There are few things to mention at this point which were done or happened over that period of time:
  1. We have changed the theme.
  2. We have installed / removed countless WP plugins and upgraded couple of WP versions, including switching from WP 3.x to 4.x.
  3. We have added a Load Balancer and additional servers.
  4. We have switched to HTTPs and changed apache and php versions and configuration.
  5. We have improved the coverage of the load test with more types of activities.
  6. We have imported content into the system from our existing blogging platform.
  7. Every night our realistic load test is actually creating more and more content, as we expect it to happen in real life.
All of those may and most likely did change our application performance and the observed response times.

What we do to measure and compare our application performance?

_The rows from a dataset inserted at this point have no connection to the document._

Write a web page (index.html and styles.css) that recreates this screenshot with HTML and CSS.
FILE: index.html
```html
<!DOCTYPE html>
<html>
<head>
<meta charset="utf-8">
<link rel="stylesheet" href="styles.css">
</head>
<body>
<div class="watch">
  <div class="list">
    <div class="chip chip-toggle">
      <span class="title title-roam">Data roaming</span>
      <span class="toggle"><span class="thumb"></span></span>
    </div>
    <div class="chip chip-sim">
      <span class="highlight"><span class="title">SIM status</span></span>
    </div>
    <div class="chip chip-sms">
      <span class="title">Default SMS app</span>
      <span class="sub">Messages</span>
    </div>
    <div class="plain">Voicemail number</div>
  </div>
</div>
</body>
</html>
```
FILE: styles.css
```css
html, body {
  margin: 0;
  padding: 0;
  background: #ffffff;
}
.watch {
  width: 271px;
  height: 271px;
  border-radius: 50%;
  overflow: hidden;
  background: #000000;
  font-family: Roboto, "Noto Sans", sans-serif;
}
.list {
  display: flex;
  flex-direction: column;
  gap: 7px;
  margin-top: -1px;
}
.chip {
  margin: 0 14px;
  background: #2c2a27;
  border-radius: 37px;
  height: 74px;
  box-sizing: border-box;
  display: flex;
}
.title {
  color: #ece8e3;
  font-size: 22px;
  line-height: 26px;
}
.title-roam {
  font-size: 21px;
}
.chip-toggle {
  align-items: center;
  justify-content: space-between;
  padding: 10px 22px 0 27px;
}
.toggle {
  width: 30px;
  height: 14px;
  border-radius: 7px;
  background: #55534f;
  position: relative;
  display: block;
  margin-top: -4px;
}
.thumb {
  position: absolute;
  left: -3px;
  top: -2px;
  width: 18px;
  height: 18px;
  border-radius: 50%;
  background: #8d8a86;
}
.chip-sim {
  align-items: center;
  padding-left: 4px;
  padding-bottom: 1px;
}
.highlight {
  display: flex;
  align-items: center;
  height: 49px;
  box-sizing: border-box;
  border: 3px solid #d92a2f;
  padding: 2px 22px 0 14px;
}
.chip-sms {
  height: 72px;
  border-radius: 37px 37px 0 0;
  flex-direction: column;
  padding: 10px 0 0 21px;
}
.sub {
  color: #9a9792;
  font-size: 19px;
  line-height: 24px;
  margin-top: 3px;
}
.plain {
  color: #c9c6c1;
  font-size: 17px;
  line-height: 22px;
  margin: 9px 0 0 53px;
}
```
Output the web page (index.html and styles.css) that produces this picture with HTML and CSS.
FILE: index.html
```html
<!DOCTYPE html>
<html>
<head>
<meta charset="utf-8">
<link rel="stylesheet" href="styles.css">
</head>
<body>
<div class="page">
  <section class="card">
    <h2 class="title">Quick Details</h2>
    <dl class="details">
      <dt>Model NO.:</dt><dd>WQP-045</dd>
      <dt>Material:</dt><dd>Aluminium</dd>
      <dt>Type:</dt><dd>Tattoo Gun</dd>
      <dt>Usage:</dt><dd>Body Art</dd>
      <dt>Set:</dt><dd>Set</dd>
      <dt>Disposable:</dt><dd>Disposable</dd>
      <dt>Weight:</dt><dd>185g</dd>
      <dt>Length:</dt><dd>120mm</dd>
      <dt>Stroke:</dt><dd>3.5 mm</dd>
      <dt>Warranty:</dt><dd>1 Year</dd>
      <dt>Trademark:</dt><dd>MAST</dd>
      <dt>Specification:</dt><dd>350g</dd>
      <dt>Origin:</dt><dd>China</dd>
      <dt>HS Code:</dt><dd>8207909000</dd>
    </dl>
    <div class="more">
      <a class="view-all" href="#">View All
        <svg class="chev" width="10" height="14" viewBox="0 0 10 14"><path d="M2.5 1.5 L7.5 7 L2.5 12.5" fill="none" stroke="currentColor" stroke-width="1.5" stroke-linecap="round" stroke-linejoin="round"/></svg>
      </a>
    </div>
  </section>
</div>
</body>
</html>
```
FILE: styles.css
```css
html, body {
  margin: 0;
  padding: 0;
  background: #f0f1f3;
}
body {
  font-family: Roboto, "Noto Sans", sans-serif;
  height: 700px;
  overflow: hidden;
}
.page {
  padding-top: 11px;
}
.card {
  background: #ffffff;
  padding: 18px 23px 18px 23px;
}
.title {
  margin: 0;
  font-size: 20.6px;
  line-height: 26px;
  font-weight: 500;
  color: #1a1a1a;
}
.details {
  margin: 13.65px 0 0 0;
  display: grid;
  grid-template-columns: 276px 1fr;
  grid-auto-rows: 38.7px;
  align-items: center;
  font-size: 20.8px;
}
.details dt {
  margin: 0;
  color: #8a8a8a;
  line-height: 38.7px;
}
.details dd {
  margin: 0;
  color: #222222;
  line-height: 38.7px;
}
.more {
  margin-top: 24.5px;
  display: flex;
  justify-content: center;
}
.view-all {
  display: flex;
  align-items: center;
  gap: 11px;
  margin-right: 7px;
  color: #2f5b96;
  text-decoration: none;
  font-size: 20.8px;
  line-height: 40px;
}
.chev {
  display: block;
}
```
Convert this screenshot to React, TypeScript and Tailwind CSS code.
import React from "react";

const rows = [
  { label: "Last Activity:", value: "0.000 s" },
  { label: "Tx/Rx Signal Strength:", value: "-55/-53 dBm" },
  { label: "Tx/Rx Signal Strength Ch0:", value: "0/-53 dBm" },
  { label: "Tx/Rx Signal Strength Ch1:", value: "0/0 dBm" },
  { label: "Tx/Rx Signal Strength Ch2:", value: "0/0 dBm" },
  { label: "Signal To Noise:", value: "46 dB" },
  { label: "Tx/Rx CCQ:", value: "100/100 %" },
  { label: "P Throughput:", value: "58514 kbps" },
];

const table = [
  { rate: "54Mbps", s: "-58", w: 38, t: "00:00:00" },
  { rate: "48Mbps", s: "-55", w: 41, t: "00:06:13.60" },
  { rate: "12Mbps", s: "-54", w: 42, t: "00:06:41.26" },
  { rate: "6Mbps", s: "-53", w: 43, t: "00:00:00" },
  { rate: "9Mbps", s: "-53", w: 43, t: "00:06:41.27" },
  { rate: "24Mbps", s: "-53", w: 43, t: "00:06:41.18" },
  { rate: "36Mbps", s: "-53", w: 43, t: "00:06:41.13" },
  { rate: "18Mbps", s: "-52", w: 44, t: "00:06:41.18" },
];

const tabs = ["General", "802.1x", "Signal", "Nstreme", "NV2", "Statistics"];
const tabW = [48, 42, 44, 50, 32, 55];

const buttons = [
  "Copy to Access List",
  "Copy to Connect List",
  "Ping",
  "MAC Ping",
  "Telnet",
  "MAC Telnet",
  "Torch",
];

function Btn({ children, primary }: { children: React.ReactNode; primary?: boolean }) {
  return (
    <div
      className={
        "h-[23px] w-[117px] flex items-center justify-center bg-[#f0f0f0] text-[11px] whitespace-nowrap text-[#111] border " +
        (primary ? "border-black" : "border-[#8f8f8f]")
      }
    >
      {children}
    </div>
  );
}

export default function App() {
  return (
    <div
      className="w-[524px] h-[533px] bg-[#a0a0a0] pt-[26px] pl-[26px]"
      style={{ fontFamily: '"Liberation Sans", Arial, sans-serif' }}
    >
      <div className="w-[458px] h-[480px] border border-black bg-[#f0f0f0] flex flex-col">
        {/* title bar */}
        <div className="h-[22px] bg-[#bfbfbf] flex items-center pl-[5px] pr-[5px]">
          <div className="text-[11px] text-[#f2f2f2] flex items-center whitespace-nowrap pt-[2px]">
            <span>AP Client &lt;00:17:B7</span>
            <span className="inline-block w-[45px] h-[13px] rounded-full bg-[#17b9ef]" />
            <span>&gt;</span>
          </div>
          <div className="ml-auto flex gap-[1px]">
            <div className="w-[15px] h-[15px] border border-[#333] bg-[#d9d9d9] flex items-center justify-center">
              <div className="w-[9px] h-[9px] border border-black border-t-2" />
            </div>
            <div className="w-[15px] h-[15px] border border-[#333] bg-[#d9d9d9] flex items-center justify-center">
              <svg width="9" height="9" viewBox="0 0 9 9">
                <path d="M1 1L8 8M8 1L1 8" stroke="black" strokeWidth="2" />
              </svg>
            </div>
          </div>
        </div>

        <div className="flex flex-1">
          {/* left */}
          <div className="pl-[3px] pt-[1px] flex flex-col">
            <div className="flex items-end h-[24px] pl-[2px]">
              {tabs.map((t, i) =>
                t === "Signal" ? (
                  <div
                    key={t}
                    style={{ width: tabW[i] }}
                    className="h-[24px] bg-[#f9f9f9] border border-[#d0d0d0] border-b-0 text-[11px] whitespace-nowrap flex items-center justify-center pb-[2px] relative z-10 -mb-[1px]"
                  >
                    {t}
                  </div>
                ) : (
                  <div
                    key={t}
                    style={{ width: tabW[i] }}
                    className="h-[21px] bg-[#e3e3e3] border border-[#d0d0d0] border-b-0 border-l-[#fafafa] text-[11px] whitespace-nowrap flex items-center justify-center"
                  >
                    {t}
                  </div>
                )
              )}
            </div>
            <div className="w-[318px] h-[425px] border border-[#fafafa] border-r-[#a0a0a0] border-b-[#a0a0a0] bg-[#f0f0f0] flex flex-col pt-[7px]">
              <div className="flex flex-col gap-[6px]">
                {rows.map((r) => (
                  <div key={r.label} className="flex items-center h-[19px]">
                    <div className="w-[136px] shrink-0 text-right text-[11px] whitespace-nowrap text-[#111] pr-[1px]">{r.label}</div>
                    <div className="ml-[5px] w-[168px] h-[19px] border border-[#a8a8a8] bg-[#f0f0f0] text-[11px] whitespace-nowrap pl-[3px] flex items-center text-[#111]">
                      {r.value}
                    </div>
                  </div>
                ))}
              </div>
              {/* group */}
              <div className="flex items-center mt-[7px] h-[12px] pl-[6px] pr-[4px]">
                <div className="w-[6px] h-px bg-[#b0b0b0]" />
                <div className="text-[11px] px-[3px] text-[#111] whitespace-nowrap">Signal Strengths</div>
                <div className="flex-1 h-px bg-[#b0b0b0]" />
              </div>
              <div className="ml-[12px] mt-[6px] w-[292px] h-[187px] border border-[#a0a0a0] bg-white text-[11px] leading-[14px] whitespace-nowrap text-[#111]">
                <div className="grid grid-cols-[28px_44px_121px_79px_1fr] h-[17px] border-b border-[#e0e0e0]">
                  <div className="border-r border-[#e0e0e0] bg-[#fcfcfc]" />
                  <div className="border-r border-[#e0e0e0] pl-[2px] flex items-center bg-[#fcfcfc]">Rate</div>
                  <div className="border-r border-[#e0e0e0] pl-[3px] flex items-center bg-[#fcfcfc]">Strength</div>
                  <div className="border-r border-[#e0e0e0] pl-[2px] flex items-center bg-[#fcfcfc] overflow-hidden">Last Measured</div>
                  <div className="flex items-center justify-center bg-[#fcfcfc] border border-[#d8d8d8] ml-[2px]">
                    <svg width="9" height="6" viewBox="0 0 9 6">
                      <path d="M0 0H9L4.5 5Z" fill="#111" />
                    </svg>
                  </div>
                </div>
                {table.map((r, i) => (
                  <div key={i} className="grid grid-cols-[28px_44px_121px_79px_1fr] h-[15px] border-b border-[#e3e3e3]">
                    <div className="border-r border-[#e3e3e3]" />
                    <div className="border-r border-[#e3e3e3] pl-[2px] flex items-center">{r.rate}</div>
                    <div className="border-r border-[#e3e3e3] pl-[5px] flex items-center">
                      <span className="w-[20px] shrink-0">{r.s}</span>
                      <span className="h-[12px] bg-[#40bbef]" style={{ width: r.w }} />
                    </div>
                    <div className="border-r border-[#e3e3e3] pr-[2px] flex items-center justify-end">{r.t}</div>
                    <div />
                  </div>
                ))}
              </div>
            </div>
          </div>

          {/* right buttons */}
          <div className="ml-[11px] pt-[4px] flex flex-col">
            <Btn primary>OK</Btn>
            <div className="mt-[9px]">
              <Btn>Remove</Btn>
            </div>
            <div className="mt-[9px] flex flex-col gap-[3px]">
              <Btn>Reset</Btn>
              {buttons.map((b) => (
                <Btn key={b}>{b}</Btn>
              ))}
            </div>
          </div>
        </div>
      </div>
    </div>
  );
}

  1. We use fully virtualized / on the cloud servers. This allows us to get 1:1 relation in sizing between our load testing environment, which we call staging and our production one.
  2. We use fully automated construction or build and configuration of these machines - so we are always 1:1 in configuration of all infrastructure components between the staging and the production systems.
  3. We have production like content volume and distribution in our staging system.
  4. We have built up a comprehensive load test framework for Wordpress, which allow us to define the realistic workload (as well as other workloads, such as stress test) and use that to hit our most recent application builds, on a regular basis (at least once a day, depending on amount of changes that day).
So some of you may notice that we follow the Continuous Delivery moto -  fail fast, fix fast - we use CI framework to always get a valid build version to our staging system and test it with predefined and (almost) constant workloads to verify we will be able to use that on our production system.


There are lots of things to do which can improve the performance and I'll post updates along the way, on the different improvements that we have both tried and rejected or tried and implemented to get to the grail - sub 250ms response times.